■ WRITTEN INSTRUCTION ■
Sift the material for lines containing "React", and return them.

■ DATASET EXCERPTS ■
══════════════════════════════
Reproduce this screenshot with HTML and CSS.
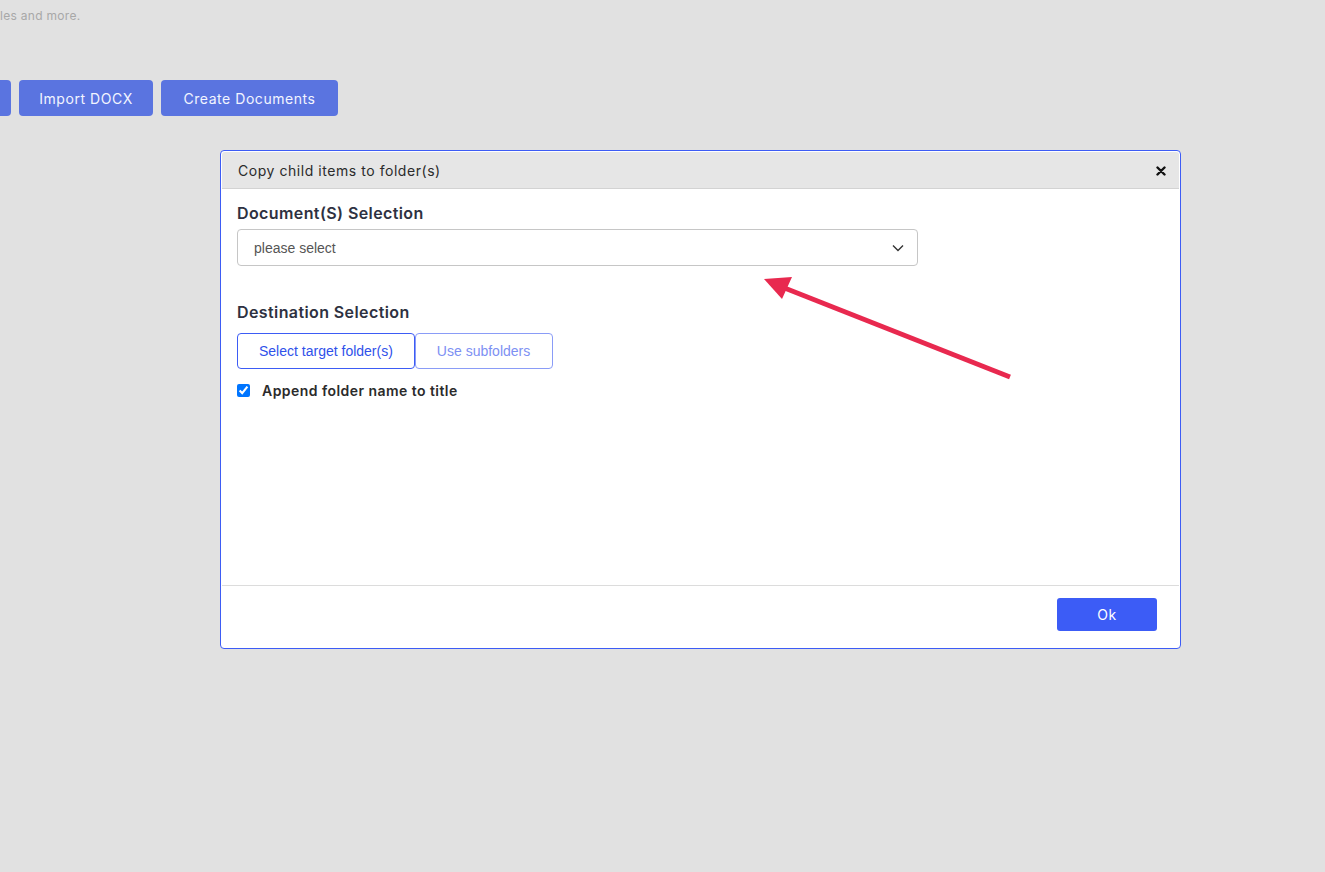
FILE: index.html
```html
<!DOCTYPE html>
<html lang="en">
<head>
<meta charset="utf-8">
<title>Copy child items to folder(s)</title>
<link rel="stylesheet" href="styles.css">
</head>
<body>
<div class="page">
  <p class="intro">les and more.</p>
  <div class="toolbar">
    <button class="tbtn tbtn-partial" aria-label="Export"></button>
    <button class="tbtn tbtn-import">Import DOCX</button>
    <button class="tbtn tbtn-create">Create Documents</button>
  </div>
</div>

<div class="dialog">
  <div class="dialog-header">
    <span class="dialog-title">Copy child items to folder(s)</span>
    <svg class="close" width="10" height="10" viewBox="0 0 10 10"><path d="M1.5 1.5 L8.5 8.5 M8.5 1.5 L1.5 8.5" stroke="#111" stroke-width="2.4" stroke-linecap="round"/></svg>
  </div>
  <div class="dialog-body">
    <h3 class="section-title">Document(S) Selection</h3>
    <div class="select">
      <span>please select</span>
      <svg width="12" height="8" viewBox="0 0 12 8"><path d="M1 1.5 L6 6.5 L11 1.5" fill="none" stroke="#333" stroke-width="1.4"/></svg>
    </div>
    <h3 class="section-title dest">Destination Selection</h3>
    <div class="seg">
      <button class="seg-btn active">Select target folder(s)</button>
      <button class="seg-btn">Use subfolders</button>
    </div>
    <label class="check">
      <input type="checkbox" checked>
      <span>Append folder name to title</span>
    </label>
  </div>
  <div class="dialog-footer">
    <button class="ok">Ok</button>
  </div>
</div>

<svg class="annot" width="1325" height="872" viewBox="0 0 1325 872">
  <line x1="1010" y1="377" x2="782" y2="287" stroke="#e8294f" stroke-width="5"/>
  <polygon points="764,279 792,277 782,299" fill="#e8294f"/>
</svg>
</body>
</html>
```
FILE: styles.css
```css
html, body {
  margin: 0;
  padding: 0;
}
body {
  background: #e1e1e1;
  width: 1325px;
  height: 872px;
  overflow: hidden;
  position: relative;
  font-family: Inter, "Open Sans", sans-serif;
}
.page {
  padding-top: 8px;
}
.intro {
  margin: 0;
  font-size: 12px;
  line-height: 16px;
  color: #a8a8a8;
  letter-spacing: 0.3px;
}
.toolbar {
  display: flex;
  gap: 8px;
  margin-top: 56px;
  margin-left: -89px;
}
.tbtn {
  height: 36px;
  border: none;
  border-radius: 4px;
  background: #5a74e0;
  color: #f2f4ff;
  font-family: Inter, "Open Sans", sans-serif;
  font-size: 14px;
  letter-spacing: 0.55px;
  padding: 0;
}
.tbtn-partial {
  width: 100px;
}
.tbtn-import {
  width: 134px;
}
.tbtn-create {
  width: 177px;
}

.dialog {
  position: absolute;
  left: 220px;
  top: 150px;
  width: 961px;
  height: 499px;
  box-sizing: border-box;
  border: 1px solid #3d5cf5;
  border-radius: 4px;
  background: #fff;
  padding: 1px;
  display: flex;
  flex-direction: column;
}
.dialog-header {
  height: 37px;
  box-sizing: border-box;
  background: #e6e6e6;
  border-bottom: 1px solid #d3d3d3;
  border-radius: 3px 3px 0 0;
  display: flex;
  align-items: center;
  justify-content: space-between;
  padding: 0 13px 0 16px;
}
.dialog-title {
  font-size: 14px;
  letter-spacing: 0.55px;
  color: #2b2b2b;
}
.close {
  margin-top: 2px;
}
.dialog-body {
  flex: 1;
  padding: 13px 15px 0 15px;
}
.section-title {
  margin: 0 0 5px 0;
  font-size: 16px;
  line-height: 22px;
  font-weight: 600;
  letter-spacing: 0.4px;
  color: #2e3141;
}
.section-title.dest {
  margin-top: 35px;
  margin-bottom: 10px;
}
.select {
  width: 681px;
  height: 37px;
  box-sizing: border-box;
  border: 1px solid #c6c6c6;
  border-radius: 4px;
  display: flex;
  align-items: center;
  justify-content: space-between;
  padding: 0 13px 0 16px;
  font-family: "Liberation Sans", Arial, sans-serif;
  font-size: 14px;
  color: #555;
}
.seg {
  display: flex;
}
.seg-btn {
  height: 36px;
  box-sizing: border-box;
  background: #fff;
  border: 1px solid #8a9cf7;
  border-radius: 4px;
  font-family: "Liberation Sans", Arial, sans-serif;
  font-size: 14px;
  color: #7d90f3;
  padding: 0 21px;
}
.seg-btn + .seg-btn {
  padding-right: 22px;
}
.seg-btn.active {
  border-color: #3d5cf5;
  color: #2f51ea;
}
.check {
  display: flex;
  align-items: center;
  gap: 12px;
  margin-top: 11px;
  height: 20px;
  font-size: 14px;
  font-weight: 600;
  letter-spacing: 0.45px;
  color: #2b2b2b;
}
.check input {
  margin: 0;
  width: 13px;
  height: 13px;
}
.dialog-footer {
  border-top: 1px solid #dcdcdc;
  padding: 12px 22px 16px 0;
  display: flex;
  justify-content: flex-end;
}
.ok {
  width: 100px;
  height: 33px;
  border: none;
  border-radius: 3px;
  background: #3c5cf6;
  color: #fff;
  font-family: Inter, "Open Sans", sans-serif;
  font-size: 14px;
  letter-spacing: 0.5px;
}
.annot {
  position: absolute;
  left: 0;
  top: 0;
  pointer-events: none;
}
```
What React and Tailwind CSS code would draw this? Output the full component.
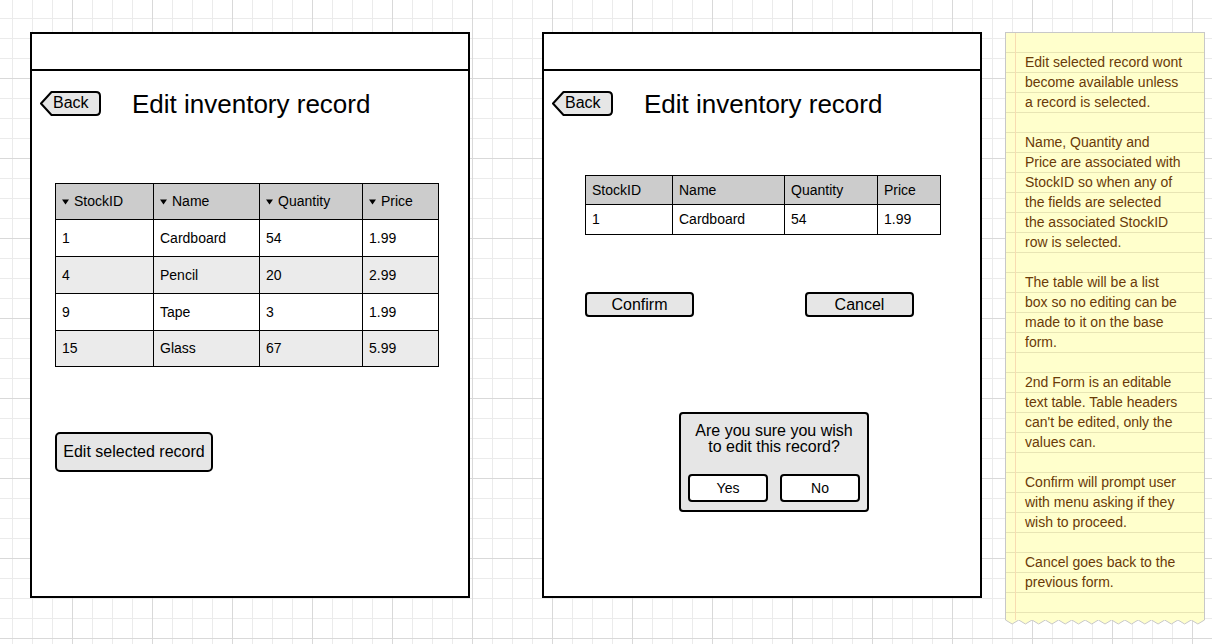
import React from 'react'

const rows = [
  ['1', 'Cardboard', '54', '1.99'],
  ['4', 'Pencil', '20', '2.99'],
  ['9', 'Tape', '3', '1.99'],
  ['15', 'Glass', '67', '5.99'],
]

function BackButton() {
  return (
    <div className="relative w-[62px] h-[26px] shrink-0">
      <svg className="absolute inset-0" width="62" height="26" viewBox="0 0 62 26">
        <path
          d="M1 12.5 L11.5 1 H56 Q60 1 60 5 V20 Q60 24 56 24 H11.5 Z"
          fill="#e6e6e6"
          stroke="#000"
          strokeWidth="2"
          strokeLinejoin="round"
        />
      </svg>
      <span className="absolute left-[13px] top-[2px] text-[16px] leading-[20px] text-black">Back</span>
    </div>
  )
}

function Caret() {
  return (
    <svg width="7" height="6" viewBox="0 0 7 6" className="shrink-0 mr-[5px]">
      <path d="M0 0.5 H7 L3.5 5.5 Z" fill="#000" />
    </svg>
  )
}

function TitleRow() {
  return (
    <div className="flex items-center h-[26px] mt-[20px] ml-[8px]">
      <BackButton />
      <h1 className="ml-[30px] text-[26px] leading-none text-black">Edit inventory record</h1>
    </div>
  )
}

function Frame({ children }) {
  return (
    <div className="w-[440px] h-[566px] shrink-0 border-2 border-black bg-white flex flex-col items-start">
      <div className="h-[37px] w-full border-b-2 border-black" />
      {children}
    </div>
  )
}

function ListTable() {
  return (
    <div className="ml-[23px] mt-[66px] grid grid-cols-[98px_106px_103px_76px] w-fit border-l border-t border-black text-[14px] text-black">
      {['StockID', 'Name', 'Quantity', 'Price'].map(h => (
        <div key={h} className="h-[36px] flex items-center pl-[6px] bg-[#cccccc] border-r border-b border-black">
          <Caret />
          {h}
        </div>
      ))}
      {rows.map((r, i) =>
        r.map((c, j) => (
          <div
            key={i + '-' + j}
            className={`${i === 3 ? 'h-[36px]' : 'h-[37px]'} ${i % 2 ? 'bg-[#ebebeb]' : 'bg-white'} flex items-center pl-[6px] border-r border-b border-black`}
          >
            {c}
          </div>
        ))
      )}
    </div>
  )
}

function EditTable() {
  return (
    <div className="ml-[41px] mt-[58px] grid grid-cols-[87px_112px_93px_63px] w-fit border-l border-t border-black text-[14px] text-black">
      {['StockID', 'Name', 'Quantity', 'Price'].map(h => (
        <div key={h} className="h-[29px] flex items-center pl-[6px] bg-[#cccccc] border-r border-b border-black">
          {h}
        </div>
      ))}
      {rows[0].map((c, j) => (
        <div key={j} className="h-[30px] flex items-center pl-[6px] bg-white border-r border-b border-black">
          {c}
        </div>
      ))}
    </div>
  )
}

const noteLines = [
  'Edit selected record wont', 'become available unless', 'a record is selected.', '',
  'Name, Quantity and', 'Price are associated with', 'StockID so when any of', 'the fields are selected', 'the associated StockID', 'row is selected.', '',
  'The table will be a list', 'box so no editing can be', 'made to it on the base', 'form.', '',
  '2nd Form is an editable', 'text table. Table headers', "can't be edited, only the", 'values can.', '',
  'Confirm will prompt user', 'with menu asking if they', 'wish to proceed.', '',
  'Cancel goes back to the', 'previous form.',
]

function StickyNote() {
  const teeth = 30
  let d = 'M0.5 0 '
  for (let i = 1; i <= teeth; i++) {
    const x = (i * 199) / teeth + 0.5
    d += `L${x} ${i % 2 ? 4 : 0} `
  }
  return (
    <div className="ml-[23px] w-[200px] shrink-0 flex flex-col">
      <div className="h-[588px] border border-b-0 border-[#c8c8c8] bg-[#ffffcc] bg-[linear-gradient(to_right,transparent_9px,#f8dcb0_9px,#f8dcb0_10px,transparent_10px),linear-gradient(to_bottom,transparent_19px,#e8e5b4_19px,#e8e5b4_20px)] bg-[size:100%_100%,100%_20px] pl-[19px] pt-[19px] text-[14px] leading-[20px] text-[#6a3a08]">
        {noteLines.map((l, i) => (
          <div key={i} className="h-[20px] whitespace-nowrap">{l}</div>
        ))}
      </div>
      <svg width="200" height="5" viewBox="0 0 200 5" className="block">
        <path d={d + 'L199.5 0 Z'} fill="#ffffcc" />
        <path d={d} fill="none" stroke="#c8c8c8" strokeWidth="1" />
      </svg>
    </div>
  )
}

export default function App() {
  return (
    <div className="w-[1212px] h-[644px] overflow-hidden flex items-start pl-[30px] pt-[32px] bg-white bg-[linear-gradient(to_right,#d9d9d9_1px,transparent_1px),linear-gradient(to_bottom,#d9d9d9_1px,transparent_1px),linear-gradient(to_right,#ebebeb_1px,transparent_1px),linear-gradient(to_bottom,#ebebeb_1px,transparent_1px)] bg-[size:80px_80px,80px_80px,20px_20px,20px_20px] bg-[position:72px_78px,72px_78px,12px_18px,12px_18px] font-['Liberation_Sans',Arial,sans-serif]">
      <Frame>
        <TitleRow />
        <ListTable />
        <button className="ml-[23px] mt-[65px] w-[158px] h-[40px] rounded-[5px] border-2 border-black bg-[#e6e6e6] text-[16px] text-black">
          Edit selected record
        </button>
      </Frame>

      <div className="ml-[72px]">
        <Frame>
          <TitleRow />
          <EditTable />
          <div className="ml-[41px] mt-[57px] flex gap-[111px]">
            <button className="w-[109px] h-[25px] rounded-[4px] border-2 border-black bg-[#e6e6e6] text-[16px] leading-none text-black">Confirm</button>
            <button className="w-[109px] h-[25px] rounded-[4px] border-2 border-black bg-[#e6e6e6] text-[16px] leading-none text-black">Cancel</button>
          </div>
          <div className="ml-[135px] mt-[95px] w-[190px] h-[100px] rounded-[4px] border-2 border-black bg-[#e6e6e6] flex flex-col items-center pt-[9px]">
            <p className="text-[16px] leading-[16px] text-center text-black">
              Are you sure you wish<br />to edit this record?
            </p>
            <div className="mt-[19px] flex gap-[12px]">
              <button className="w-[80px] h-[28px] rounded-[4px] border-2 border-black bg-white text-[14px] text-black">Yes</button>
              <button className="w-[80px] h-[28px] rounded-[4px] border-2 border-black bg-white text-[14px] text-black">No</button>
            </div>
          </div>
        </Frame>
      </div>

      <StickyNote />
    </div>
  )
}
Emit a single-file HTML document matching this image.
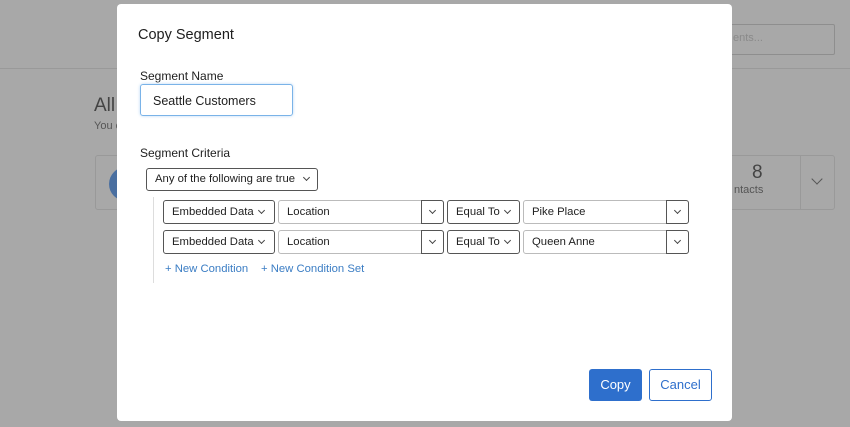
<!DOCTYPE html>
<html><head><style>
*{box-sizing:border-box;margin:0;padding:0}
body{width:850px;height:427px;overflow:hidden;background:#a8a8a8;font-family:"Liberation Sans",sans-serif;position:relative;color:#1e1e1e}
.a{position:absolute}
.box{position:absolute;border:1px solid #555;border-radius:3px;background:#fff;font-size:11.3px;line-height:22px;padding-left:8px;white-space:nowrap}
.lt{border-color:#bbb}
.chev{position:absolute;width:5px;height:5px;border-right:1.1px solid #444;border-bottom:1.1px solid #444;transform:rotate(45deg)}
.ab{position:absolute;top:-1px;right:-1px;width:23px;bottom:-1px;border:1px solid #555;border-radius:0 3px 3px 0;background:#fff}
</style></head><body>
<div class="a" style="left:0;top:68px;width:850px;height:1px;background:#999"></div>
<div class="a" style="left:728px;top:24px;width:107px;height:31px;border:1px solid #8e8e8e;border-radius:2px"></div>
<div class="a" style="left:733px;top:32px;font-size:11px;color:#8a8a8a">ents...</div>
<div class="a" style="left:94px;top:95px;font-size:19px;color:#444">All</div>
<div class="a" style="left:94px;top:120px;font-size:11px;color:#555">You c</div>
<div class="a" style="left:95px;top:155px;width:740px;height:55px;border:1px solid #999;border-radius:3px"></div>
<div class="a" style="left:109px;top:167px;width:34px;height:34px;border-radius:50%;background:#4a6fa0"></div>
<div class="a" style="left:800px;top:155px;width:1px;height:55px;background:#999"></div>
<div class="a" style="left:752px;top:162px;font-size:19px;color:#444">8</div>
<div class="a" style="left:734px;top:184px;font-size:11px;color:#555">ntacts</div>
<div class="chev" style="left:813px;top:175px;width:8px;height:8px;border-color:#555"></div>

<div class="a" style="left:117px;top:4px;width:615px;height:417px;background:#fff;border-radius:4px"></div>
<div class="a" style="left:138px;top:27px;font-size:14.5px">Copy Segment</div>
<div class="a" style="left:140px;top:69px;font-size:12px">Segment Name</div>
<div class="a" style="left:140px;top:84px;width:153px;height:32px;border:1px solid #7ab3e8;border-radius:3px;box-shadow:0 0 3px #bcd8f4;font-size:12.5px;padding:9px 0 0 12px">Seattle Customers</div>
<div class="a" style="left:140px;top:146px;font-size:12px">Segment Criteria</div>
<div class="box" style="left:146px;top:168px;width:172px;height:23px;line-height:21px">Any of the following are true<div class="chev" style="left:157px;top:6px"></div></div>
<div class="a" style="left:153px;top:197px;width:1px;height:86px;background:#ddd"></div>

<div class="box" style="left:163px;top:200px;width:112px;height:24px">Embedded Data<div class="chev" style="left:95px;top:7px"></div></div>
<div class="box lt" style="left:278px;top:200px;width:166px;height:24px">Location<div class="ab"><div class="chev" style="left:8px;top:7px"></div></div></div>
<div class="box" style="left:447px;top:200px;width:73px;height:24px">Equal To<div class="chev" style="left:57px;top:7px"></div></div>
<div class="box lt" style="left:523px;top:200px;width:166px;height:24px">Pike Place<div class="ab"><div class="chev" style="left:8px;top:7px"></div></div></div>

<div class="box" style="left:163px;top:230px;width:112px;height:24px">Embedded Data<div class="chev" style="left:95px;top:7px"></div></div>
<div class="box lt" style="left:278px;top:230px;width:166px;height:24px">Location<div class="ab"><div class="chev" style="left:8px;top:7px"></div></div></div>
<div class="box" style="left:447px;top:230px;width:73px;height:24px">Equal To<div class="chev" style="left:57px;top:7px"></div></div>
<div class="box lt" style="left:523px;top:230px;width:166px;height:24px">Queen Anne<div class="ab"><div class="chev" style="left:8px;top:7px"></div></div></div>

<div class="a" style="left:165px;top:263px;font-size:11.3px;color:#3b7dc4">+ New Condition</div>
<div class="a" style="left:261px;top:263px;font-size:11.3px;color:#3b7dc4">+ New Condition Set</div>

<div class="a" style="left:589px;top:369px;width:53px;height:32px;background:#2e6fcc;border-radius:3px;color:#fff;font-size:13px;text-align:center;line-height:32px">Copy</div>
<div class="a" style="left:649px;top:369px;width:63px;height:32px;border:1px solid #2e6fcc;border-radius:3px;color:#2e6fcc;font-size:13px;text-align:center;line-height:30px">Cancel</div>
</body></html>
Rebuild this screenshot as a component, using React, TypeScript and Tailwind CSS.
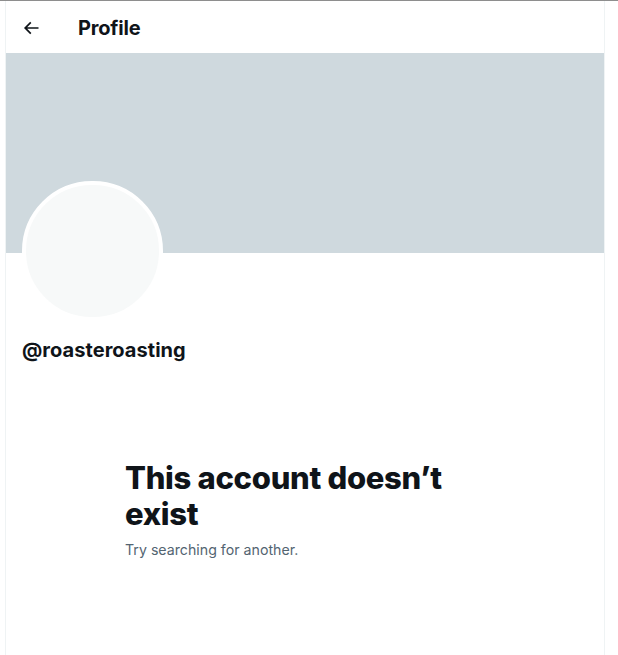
══════════════════════════════
■ SOLUTION FOR THIS EXERCISE ■
What React and Tailwind CSS code would draw this? Output the full component.
import React from 'react'
Rebuild this screenshot as a component, using React, TypeScript and Tailwind CSS.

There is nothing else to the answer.